Frost in Derry

The Magoon Place

R. Frost has moved upon the Magoon Place which he recently bought. He has a flock of nearly 300 Wyandotte fowls.

-- Derry News, October 5, 1900

Quoted in Robert Frost: A Life (2007), page 72.
MagoonFarmDetail.jpg
Detail of map indicating the farm owned by S. Magoon from Derry, Rockingham Co. Seabrook, Rockingham Co. Rye, Rockingham Co. (with) Star Island, Gosport Ward, town of Rye (1892)

 

See the complete map

 

William Prescott (W. P.) Frost, the paternal grandfather of Robert Frost, bought the farm known as "The Magoon Place" for Robert Frost and his family to use. The offer was conditional, however. Robert could take ownership of the property only after he lived in the house and farmed the land for ten years.

Robert Frost House by grongar, on Flickr

Excerpt of the transfer of The Magoon Place from its then current owner, Edmund Y. Harwood to W. P. Frost

Recorded in the Rockingham County (New Hampshire) Registries of Deeds, Book 578, Page 160.

The 30-acre property contained two parcels.
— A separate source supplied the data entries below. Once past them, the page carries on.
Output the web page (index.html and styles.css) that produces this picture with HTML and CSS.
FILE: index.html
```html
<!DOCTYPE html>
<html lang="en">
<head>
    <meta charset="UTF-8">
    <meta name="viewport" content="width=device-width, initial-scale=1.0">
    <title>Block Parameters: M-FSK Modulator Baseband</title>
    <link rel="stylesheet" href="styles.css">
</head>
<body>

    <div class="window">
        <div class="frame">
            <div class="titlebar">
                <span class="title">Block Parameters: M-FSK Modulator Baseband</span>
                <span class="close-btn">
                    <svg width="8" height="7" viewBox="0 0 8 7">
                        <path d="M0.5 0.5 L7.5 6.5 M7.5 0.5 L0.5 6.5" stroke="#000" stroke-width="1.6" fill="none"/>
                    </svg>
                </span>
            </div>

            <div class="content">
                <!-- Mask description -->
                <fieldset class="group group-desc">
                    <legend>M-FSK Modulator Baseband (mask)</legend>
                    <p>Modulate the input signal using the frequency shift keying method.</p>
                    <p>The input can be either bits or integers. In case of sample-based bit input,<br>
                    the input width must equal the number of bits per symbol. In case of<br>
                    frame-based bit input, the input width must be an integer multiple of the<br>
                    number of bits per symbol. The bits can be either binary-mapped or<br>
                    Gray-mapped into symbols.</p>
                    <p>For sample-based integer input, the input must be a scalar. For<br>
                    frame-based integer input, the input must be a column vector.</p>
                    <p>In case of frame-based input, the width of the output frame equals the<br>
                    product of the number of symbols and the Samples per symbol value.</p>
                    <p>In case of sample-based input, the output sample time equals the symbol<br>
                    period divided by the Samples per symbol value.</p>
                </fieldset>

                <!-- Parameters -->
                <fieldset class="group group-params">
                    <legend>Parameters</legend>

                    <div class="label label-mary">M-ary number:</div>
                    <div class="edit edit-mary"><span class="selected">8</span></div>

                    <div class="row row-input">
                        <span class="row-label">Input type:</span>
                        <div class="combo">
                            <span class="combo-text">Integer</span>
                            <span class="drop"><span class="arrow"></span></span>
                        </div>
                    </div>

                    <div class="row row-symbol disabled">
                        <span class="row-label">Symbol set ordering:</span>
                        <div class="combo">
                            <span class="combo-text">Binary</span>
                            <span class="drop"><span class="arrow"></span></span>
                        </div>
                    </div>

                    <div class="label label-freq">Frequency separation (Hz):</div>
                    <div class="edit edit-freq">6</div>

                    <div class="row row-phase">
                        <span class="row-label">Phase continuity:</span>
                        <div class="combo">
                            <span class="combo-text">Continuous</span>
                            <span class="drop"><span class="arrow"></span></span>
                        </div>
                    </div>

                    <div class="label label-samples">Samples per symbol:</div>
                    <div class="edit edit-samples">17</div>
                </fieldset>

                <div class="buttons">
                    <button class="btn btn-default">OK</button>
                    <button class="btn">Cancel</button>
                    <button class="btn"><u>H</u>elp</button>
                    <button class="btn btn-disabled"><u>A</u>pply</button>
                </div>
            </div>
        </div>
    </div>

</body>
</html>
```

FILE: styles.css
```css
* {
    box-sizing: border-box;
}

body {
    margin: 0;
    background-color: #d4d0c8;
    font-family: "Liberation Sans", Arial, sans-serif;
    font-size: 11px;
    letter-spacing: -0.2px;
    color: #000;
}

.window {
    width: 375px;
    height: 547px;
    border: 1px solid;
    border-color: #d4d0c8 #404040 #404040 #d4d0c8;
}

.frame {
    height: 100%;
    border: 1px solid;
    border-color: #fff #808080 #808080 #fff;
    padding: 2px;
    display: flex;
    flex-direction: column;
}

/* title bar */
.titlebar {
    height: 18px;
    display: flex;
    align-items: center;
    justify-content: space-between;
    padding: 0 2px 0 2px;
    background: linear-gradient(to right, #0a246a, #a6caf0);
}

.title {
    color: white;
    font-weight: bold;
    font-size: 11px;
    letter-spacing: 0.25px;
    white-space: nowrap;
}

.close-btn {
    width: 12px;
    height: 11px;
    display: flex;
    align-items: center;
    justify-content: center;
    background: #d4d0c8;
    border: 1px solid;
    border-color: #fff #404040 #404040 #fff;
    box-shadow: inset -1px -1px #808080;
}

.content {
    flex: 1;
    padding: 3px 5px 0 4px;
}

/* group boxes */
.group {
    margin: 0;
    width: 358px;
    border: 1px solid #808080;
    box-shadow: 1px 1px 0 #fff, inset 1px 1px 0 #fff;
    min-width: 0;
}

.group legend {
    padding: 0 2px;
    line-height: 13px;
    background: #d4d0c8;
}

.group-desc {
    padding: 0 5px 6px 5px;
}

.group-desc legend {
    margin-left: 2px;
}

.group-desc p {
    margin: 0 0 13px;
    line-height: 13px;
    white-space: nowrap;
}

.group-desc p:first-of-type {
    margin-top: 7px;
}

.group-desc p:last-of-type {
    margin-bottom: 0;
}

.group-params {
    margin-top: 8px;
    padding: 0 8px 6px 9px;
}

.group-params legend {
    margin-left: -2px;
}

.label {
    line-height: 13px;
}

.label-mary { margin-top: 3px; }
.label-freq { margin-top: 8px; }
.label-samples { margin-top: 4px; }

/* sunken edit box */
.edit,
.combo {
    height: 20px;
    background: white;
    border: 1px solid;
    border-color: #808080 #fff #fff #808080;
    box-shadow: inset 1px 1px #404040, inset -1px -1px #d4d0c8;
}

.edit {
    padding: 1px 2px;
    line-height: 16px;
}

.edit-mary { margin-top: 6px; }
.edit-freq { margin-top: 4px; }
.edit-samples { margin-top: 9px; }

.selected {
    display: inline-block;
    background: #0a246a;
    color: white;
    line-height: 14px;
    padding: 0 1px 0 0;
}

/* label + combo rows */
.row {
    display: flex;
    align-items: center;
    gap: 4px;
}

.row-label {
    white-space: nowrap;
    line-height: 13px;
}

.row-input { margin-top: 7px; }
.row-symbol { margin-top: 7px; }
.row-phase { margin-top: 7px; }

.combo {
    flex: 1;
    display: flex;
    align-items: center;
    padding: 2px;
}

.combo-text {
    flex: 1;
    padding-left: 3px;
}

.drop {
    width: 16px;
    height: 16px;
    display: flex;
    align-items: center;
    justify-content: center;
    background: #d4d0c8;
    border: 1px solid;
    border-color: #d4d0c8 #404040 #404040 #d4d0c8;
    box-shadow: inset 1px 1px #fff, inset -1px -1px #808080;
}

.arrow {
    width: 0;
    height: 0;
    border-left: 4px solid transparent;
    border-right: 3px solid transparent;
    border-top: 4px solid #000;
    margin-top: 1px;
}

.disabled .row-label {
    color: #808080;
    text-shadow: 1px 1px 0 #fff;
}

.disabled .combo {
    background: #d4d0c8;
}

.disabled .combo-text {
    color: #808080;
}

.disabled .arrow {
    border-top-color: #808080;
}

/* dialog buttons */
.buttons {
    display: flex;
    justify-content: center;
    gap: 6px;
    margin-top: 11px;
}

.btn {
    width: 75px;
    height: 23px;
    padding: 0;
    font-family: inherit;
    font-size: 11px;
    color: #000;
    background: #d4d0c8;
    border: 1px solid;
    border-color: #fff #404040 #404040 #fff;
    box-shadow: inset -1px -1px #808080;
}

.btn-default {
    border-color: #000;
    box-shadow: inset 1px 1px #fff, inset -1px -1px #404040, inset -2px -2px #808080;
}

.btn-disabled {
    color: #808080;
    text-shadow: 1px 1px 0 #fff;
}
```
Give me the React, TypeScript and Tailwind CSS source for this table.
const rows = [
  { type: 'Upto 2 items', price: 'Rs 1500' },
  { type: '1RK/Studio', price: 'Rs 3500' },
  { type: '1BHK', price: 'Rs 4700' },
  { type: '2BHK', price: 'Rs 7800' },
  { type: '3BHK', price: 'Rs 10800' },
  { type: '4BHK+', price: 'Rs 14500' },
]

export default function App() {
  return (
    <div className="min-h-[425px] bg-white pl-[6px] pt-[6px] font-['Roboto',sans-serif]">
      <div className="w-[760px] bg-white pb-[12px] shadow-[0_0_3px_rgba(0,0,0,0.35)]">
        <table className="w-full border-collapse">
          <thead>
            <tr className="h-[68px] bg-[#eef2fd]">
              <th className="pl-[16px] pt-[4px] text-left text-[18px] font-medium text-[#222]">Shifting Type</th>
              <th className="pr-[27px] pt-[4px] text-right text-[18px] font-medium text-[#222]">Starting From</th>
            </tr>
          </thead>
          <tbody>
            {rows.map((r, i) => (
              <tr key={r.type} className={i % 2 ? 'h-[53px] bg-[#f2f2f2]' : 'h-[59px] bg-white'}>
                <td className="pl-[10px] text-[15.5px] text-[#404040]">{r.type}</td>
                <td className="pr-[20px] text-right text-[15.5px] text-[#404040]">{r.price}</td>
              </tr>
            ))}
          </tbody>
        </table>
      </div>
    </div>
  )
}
The first was described as "a certain parcel of land, situate in said Derry bounded as follows. Beginning at the Southwest corner of the premises on the Easterly side of the Londonderry Turnpike at land of Joseph Klein, thence Northerly, by said Turnpike to land of Sarah J. Upton, thence Easterly by said Upton land about sixteen rods to a stake and stones to a corner of the wall at said Upton's land, thence Southerly by said Upton land ten rods to another square corner of said land at a wall, thence Easterly by said Upton land to a corner of the wall at land of said Klein, thence Southerly by said Klein's land to a corner of the wall, thence Westerly by said Klein land to the place begun at; containing thirteen acres more or less."

W.P. Frost paid $1,725 for the property on September 25, 1900.

In addition to the thirty acres of land, it included a three-bedroom farmhouse. The structure conformed to a type common in New England called a connected farm, described by Thomas C. Hubka as containing a "big house, little house, back house, barn."

(Big House, Little House, Back House, Barn: The Connected Farm Buildings of New England, 2004).